The four dissidents who will go to Spain have been gathered from different jails around Cuba in the Combinado del Este prison on the outskirts of Havana. They are Omar Pernet, Jose Gabriel Ramon Castillo, Alejandro Gonzalez and Pedro Pablo Alvarez.
"We hope ours are not the only releases," Alvarez, 60, told Reuters by telephone from the prison. "The four of us are well. They've treated us well. We don't know when they will free us; it could be today or tomorrow," he said.

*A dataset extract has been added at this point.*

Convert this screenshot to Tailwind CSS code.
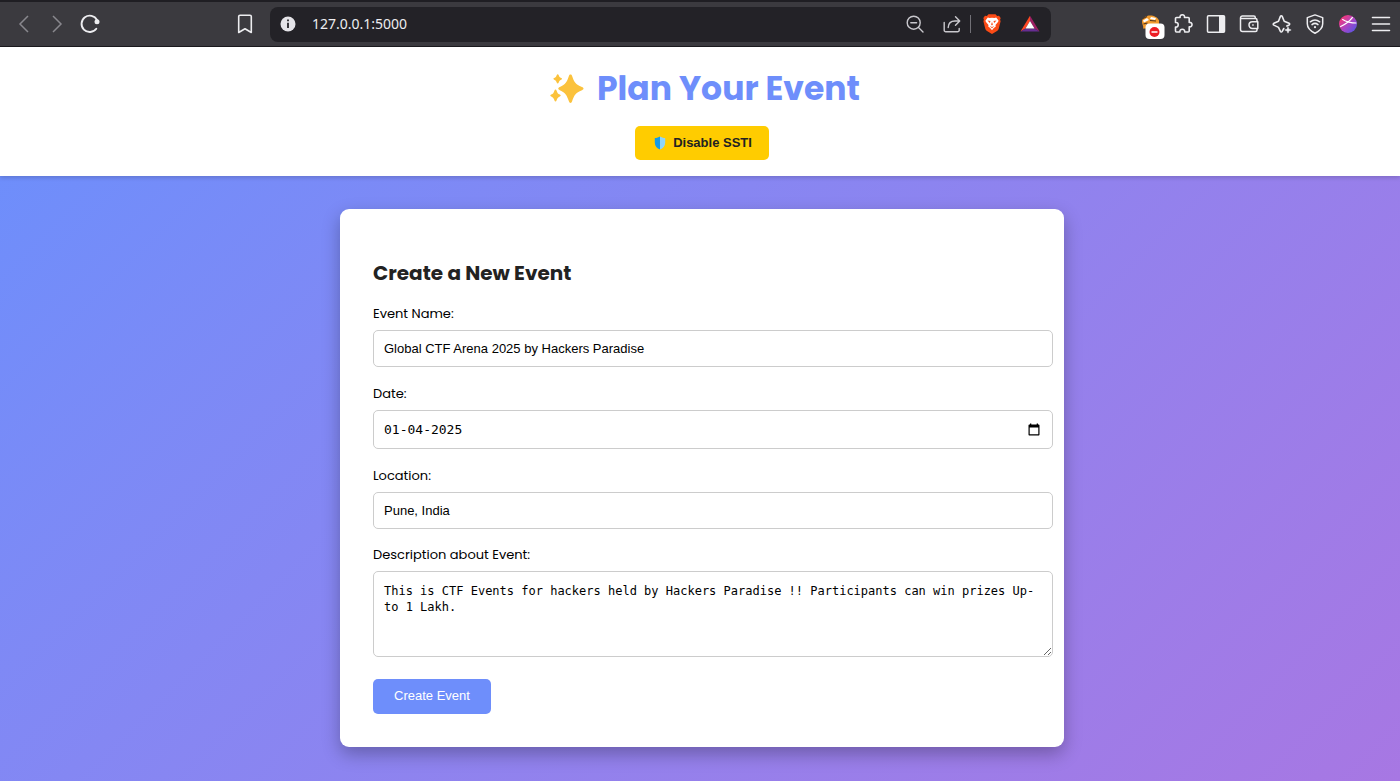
<!DOCTYPE html>
<html lang="en">
<head>
<meta charset="utf-8">
<meta name="viewport" content="width=device-width, initial-scale=1">
<title>Plan Your Event</title>
<script src="https://cdn.jsdelivr.net/npm/@tailwindcss/browser@4"></script>
</head>
<body class="flex min-h-screen flex-col bg-white font-['Poppins','Inter',sans-serif] text-black">

<!-- Browser toolbar -->
<nav aria-label="Browser toolbar" class="flex h-[47px] shrink-0 items-center border-t-2 border-b border-t-[#1f1e23] border-b-[#1b1a1e] bg-[#3b3a3f] text-[#ededf0]">
  <div class="flex w-[270px] shrink-0 items-center pr-[9px] pl-[7px]">
    <button type="button" aria-label="Back" class="flex w-[33px] justify-center text-[#89888e]">
      <svg class="size-5" viewBox="0 0 20 20" fill="none" stroke="currentColor" stroke-width="1.5"><path d="M14 2 6 10l8 8"/></svg>
    </button>
    <button type="button" aria-label="Forward" class="flex w-[33px] justify-center text-[#89888e]">
      <svg class="size-5" viewBox="0 0 20 20" fill="none" stroke="currentColor" stroke-width="1.5"><path d="m6 2 8 8-8 8"/></svg>
    </button>
    <button type="button" aria-label="Reload" class="flex w-[33px] justify-center">
      <svg class="size-5" viewBox="0 0 20 20" fill="none" stroke="currentColor" stroke-width="1.9" stroke-linecap="round"><path d="M16.300 14.800A8.200 8.200 0 1 1 17 6"/><circle cx="17" cy="7.800" r="2.500" fill="currentColor" stroke="none"/></svg>
    </button>
    <button type="button" aria-label="Bookmark" class="ml-auto flex w-[33px] justify-center">
      <svg class="size-5" viewBox="0 0 20 20" fill="none" stroke="currentColor" stroke-width="1.6" stroke-linejoin="round"><path d="M5 1.300h10a1.300 1.300 0 0 1 1.300 1.300v15.900L10 14.800l-6.300 3.700V2.600A1.300 1.300 0 0 1 5 1.300Z"/></svg>
    </button>
  </div>

  <div class="flex h-[35px] min-w-0 flex-1 items-center rounded-lg bg-[#232227] pr-1 pl-2.5">
    <button type="button" aria-label="Site information" class="shrink-0">
      <svg class="size-4" viewBox="0 0 16 16"><circle cx="8" cy="8" r="7.500" fill="#e4e3e8"/><path d="M8 3.400v1.900M8 6.800v5.200" stroke="#232227" stroke-width="1.800"/></svg>
    </button>
    <input aria-label="Address" type="text" value="127.0.0.1:5000" class="ml-4 min-w-0 flex-1 bg-transparent font-['Noto_Sans',sans-serif] text-sm text-[#ededf0] outline-none">
    <button type="button" aria-label="Zoom" class="flex w-[37px] justify-center text-[#c9c8cd]">
      <svg class="size-[18px]" viewBox="0 0 18 18" fill="none" stroke="currentColor" stroke-width="1.400" stroke-linecap="round"><circle cx="7.700" cy="7.700" r="6.500"/><path d="M4.800 7.700h5.800M12.500 12.500l4.500 4.500"/></svg>
    </button>
    <button type="button" aria-label="Share" class="flex w-[37px] justify-center text-[#c9c8cd]">
      <svg class="size-[18px]" viewBox="0 0 18 18" fill="none" stroke="currentColor" stroke-width="1.400" stroke-linecap="round" stroke-linejoin="round"><path d="M1.200 7.500v7.700a1.600 1.600 0 0 0 1.600 1.600h11.800a1.600 1.600 0 0 0 1.600-1.600V13.500"/><path d="M5.200 12.500c.200-4 2.600-6.500 6.800-6.500h4.300M12.500 1.700 16.700 6l-4.200 4.300"/></svg>
    </button>
    <span class="h-[18px] w-px bg-[#717076]"></span>
    <button type="button" aria-label="Brave Shields" class="flex w-[42px] justify-center">
      <svg class="h-5 w-[18px]" viewBox="0 0 18 20"><path fill="#fb4b16" d="M5.500.300h7l1.600 1.700 1.900-.200L17.700 4l-.6 1.700.5 1.600-1.800 7.200c-.3 1.100-.9 1.900-1.800 2.500L9.900 19.600c-.6.400-1.200.400-1.800 0L4 17c-.9-.6-1.500-1.400-1.800-2.500L.4 7.300l.5-1.600L.3 4 2 1.800l1.900.2Z"/><path fill="#fff" d="M9 3.700 6.600 4l-1.800-.4-2.300 3 .3 1.200 2.700 3.100-.3 1.500 2 1.600L9 16.300l1.800-2.300 2-1.600-.3-1.500 2.700-3.100.3-1.200-2.300-3-1.800.4Z"/><path fill="#fb4b16" d="m4.500 6.500 3 .6-.7 1.800ZM13.500 6.500l-3 .6.700 1.800ZM9 8l.9 2.600L9 11.500l-.9-.9ZM6.700 12 9 13l2.300-1L9 14.300Z"/></svg>
    </button>
    <button type="button" aria-label="Brave Rewards" class="flex w-[34px] justify-center">
      <svg class="h-[18px] w-5" viewBox="0 0 20 18"><path fill="#ff4724" d="M10 .8v5.300L5.500 13.500.5 16.500Z"/><path fill="#9e1f63" d="M10 .8v5.300l4.500 7.400 5 3Z"/><path fill="#662d91" d="m.5 16.500 5-3h9l5 3Z"/><path fill="#fff" d="m10 6 4.500 7.500h-9Z"/></svg>
    </button>
  </div>

  <div class="flex w-[349px] shrink-0 items-center justify-end pr-[3px]">
    <button type="button" aria-label="Extension, blocked" class="flex w-6 justify-center">
      <svg class="h-6 w-6 overflow-visible" viewBox="0 0 24 24"><path fill="#f39b2d" d="M2 10c0-4 4-6.500 8-6.500s8 2 9 5v4H6v4H3c1-2-1-4-1-6.500Z"/><path fill="#fff" d="M3 8.500 7 6l2 2-5 2.500ZM11 5l5 1-1 2-5-1Z"/><path stroke="#513620" stroke-width="1.200" fill="none" d="M3 6.500 7 4.500M10 8.500l6 .5M3.500 12l4-1"/><rect x="5.500" y="11.500" width="19" height="15.500" rx="4" fill="#fff"/><circle cx="14.500" cy="20" r="5" fill="#ed1c24"/><path stroke="#fff" stroke-width="1.500" d="M11.500 20h6"/></svg>
    </button>
    <button type="button" aria-label="Extensions" class="ml-0.5 flex w-[33px] justify-center">
      <svg class="size-5" viewBox="0 0 20 20" fill="none" stroke="currentColor" stroke-width="1.600" stroke-linejoin="round"><path d="M3.500 3.500h3.600c-.3-1.700.6-2.700 2.200-2.700s2.500 1 2.200 2.700h3.700a1 1 0 0 1 1 1v3.900c1.800-.3 2.800.6 2.800 2.200s-1 2.500-2.800 2.200v4.200a1 1 0 0 1-1 1h-3.500c.2-1.700-.7-2.700-2.400-2.700s-2.600 1-2.400 2.700H3.500a1 1 0 0 1-1-1v-3.900c1.700.2 2.700-.7 2.700-2.300s-1-2.500-2.700-2.300v-4a1 1 0 0 1 1-1Z"/></svg>
    </button>
    <button type="button" aria-label="Sidebar" class="flex w-[33px] justify-center">
      <svg class="size-5" viewBox="0 0 20 20"><rect x="1.500" y="1.800" width="17" height="16.400" rx="1" fill="none" stroke="currentColor" stroke-width="1.500"/><path fill="currentColor" d="M13 2h5.500v16H13Z"/></svg>
    </button>
    <button type="button" aria-label="Wallet" class="flex w-[33px] justify-center">
      <svg class="size-5" viewBox="0 0 20 20" fill="none" stroke="currentColor" stroke-width="1.500" stroke-linejoin="round"><path d="M18 7.500V6a1.500 1.500 0 0 0-1.500-1.500H1.500V15.500A2 2 0 0 0 3.500 17.500h13A1.500 1.500 0 0 0 18 16v-1.500M1.500 4.800V4a2 2 0 0 1 2-2h11.300a1.500 1.500 0 0 1 1.500 1.500v1M18.800 7.800h-5.500a3.300 3.300 0 0 0 0 6.600h5.500Z"/><path d="M13.200 11.100h1.500"/></svg>
    </button>
    <button type="button" aria-label="Leo AI" class="flex w-[33px] justify-center">
      <svg class="size-5" viewBox="0 0 20 20" fill="none" stroke="currentColor" stroke-width="1.600" stroke-linejoin="round" stroke-linecap="round"><path d="M11.800 14.500 10.200 17.400c-.5.800-1.400.8-1.800 0l-1.900-4-4.600-2.300c-.9-.5-.9-1.400 0-1.800l4.600-2.100 1.900-4.800c.4-.9 1.400-.9 1.800 0l2 4.800 4.900 2.100c.800.400.800 1.200 0 1.700l-2.300 1"/><path fill="currentColor" stroke-width=".5" d="m16 12.800.9 2.300 2.300.9-2.300.9-.9 2.300-.9-2.300-2.300-.9 2.300-.9Z"/></svg>
    </button>
    <button type="button" aria-label="VPN" class="flex w-[33px] justify-center">
      <svg class="size-5" viewBox="0 0 20 20" fill="none" stroke="currentColor" stroke-width="1.500" stroke-linejoin="round" stroke-linecap="round"><path d="m10 .9 7.700 2.700v6.200c0 4-2.800 7.100-7.700 9.400-4.900-2.300-7.700-5.400-7.700-9.400V3.600Z"/><path d="M5.300 7.800c2.800-2.200 6.600-2.200 9.400 0M7 10.600c1.800-1.500 4.200-1.500 6 0"/><circle cx="10" cy="13.200" r="1.100" fill="currentColor" stroke="none"/></svg>
    </button>
    <button type="button" aria-label="Profile" class="flex w-[33px] justify-center">
      <svg class="size-[18px]" viewBox="0 0 18 18"><defs><linearGradient id="orb" x1="0" y1="0" x2="1" y2="1"><stop offset=".15" stop-color="#f0387c"/><stop offset=".55" stop-color="#a545c8"/><stop offset="1" stop-color="#4159e8"/></linearGradient></defs><circle cx="9" cy="9" r="9" fill="url(#orb)"/><path fill="none" stroke="#fff" stroke-width="1.200" d="M1.200 11.700C5 10 10.500 6.500 13.700 2.100M3.200 4.200C7 6.500 12 8 17.400 8"/></svg>
    </button>
    <button type="button" aria-label="Menu" class="flex w-[33px] justify-center">
      <svg class="size-5" viewBox="0 0 20 20" fill="none" stroke="currentColor" stroke-width="1.600" stroke-linecap="round"><path d="M1.500 3.500h17M1.500 10h17M1.500 16.500h17"/></svg>
    </button>
  </div>
</nav>

<!-- Page header -->
<header class="relative flex shrink-0 flex-col items-center bg-white pt-[18px] pb-4 pl-1 shadow-[0_2px_4px_rgba(0,0,0,0.15)]">
  <h1 class="flex h-12 items-center gap-[13px] pl-1.5 text-[33px] leading-[48px] font-bold text-[#6e8efb]">
    <svg aria-hidden="true" class="size-[34px]" viewBox="0 0 34 34" fill="#fbc23c"><path d="M20.500 2.500c.8 0 1.200.5 1.500 1.300 2.300 6.800 3.300 8.300 10 11.200.9.400 1.500.9 1.500 1.600s-.6 1.200-1.500 1.600c-6.700 2.900-7.700 4.600-10 11.400-.3.800-.7 1.300-1.500 1.300s-1.200-.5-1.500-1.300c-2.300-6.800-3.300-8.500-9.200-11.400-.9-.4-1.500-.9-1.500-1.600s.6-1.200 1.500-1.600c5.900-2.900 6.900-4.400 9.200-11.200.3-.8.7-1.300 1.500-1.300Z"/><path d="M7.700 2.200c.5 0 .7.300.9.800.8 2 1 2.300 2.600 3 .5.200.8.400.8.800s-.3.700-.8.900c-1.600.700-1.800 1-2.600 3-.2.500-.4.800-.9.800s-.7-.3-.9-.8c-.8-2-1-2.300-2.600-3-.5-.2-.8-.5-.8-.9s.3-.6.8-.8c1.600-.7 1.800-1 2.600-3 .2-.5.4-.8.900-.8ZM5.500 17.500c.5 0 .8.400 1 .9.900 2.500 1.300 3.200 3.300 4.100.600.300.9.600.9 1s-.3.700-.9 1c-2 .900-2.400 1.600-3.300 4.100-.2.500-.5.900-1 .9s-.8-.4-1-.9c-.9-2.500-1.300-3.200-3.300-4.100-.600-.300-.9-.6-.9-1s.3-.7.900-1c2-.900 2.400-1.600 3.300-4.100.2-.5.500-.9 1-.9Z"/></svg>
    <span>Plan Your Event</span>
  </h1>
  <button type="button" class="mt-[13px] flex h-[34px] items-center gap-[7px] rounded-[5px] bg-[#ffcc00] pr-[17px] pl-[19px] font-['Liberation_Sans',sans-serif] text-[13px] font-bold text-[#222]">
    <svg aria-hidden="true" class="h-[14px] w-3" viewBox="0 0 12 14"><path fill="#129be8" d="M6 .5C4.800 1.400 2.800 2 .8 2v4.500c0 3.600 2.200 5.900 5.200 7Z"/><path fill="#8ed5fb" d="M6 .5C7.200 1.400 9.200 2 11.200 2v4.500c0 3.600-2.200 5.900-5.200 7Z"/></svg>
    Disable SSTI
  </button>
</header>

<main class="flex-1 bg-linear-135 from-[#6e8efb] to-[#a777e3] px-4 pt-[33px] pb-[34px] pl-5">
  <form class="mx-auto flex max-w-[724px] flex-col rounded-[9px] bg-white pt-12 pr-[11px] pb-[33px] pl-[33px] shadow-[0_7px_18px_rgba(0,0,0,0.28)]">
    <h2 class="text-xl leading-8 font-bold text-[#222]">Create a New Event</h2>

    <label for="event-name" class="mt-[13px] text-[13px] leading-6">Event Name:</label>
    <input id="event-name" type="text" value="Global CTF Arena 2025 by Hackers Paradise" class="mt-1 h-[37px] rounded-[5px] border border-[#ccc] px-2.5 font-['Liberation_Sans',sans-serif] text-[13px]">

    <label for="event-date" class="mt-[15px] text-[13px] leading-6">Date:</label>
    <div class="mt-1 flex h-[39px] items-center rounded-[5px] border border-[#ccc] px-2.5">
      <input id="event-date" type="text" inputmode="numeric" value="01-04-2025" class="min-w-0 flex-1 font-['DejaVu_Sans_Mono',monospace] text-[13px] outline-none">
      <button type="button" aria-label="Choose date">
        <svg class="size-4" viewBox="0 0 16 16"><path fill="#000" fill-rule="evenodd" d="M4 1.500h1.300V2.500h5.400V1.500H12v1h.5c.6 0 1 .4 1 1v9c0 .6-.4 1-1 1H3.500c-.6 0-1-.4-1-1v-9c0-.6.4-1 1-1H4Zm-.300 4v6.800h8.600V5.500Z"/></svg>
      </button>
    </div>

    <label for="event-location" class="mt-[15px] text-[13px] leading-6">Location:</label>
    <input id="event-location" type="text" value="Pune, India" class="mt-1 h-[37px] rounded-[5px] border border-[#ccc] px-2.5 font-['Liberation_Sans',sans-serif] text-[13px]">

    <label for="event-description" class="mt-[14px] text-[13px] leading-6">Description about Event:</label>
    <textarea id="event-description" rows="4" class="mt-1 h-[86px] resize-y rounded-[5px] border border-[#ccc] px-2.5 py-[11px] font-['DejaVu_Sans_Mono',monospace] text-xs leading-4">This is CTF Events for hackers held by Hackers Paradise !! Participants can win prizes Up-to 1 Lakh.</textarea>

    <button type="submit" class="mt-[22px] h-[35px] self-start rounded-[5px] bg-[#6e8efb] px-[21px] pb-0.5 font-['Liberation_Sans',sans-serif] text-[13px] text-white">Create Event</button>
  </form>
</main>
</body>
</html>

The dissidents were arrested in a political crackdown ordered by Cuban leader Fidel Castro in March 2003 that put 75 of his opponents in prison with sentences of up to 28 years.
'CLIMATE OF CHANGE'
Sixteen had already been freed on health grounds. One of them, economist Oscar Espinosa Chepe, said the new releases were a step in the right direction by acting President Raul Castro, who has been running Cuba since Fidel Castro was sidelined by illness in July 2006. He has not appeared in public since.
"This is a rational step by the Cuban government and by the reformist sectors within that want change," Espinosa Chepe said. "It reflects a climate of change and will benefit that climate of change," he said.
Another dissident, Manuel Cuesta Morua, said the government of Raul Castro was responding to requests by the international community for improved respect for human rights in Cuba.
The releases show that a strategy of dialogue and engagement of Cuba's communist government advocated by Spain within the European Union is paying off with "concrete results," Morua said.
Cuba's main rights group, the illegal but tolerated Cuban Commission for Human Rights, says there were 234 political prisoners in Cuba at the end of 2007, down from 283 a year earlier, indicating a drop in the number of Cubans behind bars for political reasons since Raul Castro took over.
Last August, Cuba released its longest-serving political prisoner, Francisco Chaviano Gonzalez, a former mathematics professor and rights activist who had spent more than 13 years in jail.
Morua said more releases can be expected as Havana prepares to sign the U.N. International Covenant on Civil and Political Rights and a similar pact on economic and social rights by next month. This would oblige Cuba to accept regular U.N. monitoring of its human rights record from 2009.
The Cuban government does not allow the International Red Cross access to its prisons. It denies holding any political prisoners and labels dissidents "counter-revolutionary mercenaries" on the payroll of its arch-enemy, the United States.